====== Source material ======

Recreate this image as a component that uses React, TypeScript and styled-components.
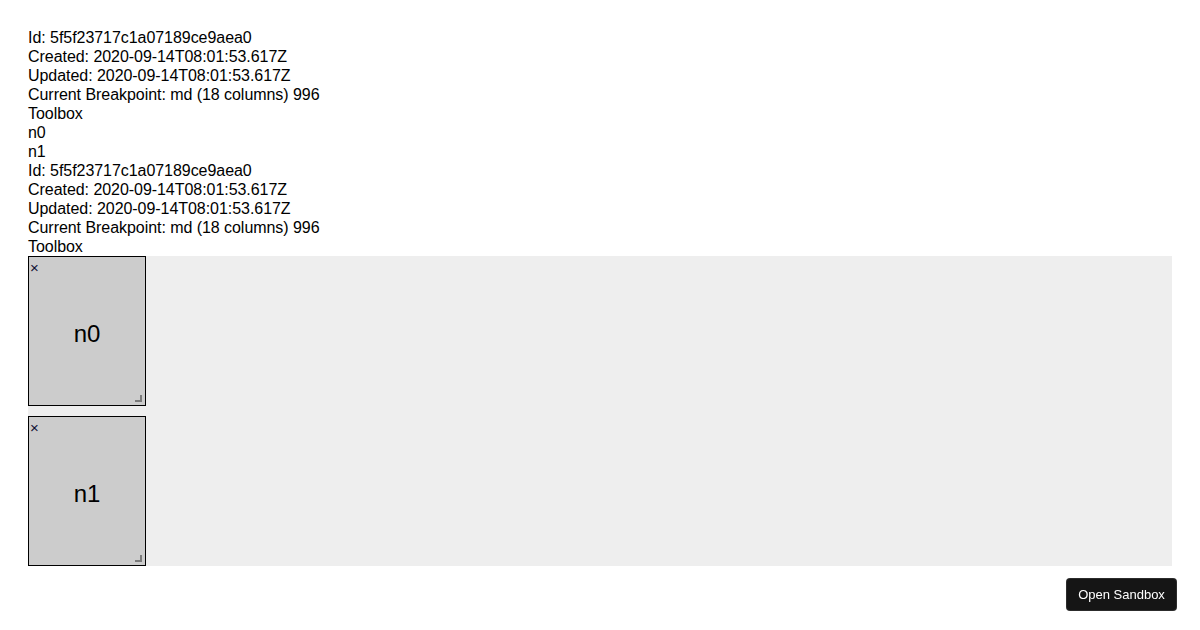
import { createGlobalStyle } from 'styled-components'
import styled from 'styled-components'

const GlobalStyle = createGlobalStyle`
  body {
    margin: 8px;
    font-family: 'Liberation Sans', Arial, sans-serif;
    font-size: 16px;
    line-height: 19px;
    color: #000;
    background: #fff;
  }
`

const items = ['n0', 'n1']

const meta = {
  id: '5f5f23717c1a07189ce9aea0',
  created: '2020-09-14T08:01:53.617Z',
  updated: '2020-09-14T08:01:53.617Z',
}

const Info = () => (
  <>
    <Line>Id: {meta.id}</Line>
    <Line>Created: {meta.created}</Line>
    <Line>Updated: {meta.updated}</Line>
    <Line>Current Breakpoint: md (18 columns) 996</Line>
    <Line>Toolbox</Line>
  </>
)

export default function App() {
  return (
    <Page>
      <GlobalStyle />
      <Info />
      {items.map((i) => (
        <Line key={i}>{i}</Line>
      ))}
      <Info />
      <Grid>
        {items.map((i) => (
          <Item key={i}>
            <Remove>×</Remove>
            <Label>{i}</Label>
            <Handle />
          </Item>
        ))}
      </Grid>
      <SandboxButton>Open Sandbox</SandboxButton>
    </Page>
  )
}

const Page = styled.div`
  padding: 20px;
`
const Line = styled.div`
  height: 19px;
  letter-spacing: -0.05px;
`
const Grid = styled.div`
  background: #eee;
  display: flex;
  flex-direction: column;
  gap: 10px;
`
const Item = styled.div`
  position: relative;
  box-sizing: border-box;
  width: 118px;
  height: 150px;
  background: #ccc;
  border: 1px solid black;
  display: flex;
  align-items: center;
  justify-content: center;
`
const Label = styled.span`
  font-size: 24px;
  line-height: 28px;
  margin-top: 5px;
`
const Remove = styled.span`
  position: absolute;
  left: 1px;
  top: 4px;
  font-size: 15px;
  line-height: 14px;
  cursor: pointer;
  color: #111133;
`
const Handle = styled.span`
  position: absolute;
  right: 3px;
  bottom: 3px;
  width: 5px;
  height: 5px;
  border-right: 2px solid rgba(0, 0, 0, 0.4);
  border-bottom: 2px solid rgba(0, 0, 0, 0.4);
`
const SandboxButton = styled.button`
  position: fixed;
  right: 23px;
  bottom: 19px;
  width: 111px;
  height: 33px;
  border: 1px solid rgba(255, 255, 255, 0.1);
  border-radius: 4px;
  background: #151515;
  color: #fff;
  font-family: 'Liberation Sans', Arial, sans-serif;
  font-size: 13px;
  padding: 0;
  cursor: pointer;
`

======

_What is required_: Pictures stay out. Repeat only the lines from the beginning of the data through the line that has "const items = ['n0', 'n1']".

_Task response_:
Recreate this image as a component that uses React, TypeScript and styled-components.
import { createGlobalStyle } from 'styled-components'
import styled from 'styled-components'

const GlobalStyle = createGlobalStyle`
  body {
    margin: 8px;
    font-family: 'Liberation Sans', Arial, sans-serif;
    font-size: 16px;
    line-height: 19px;
    color: #000;
    background: #fff;
  }
`

const items = ['n0', 'n1']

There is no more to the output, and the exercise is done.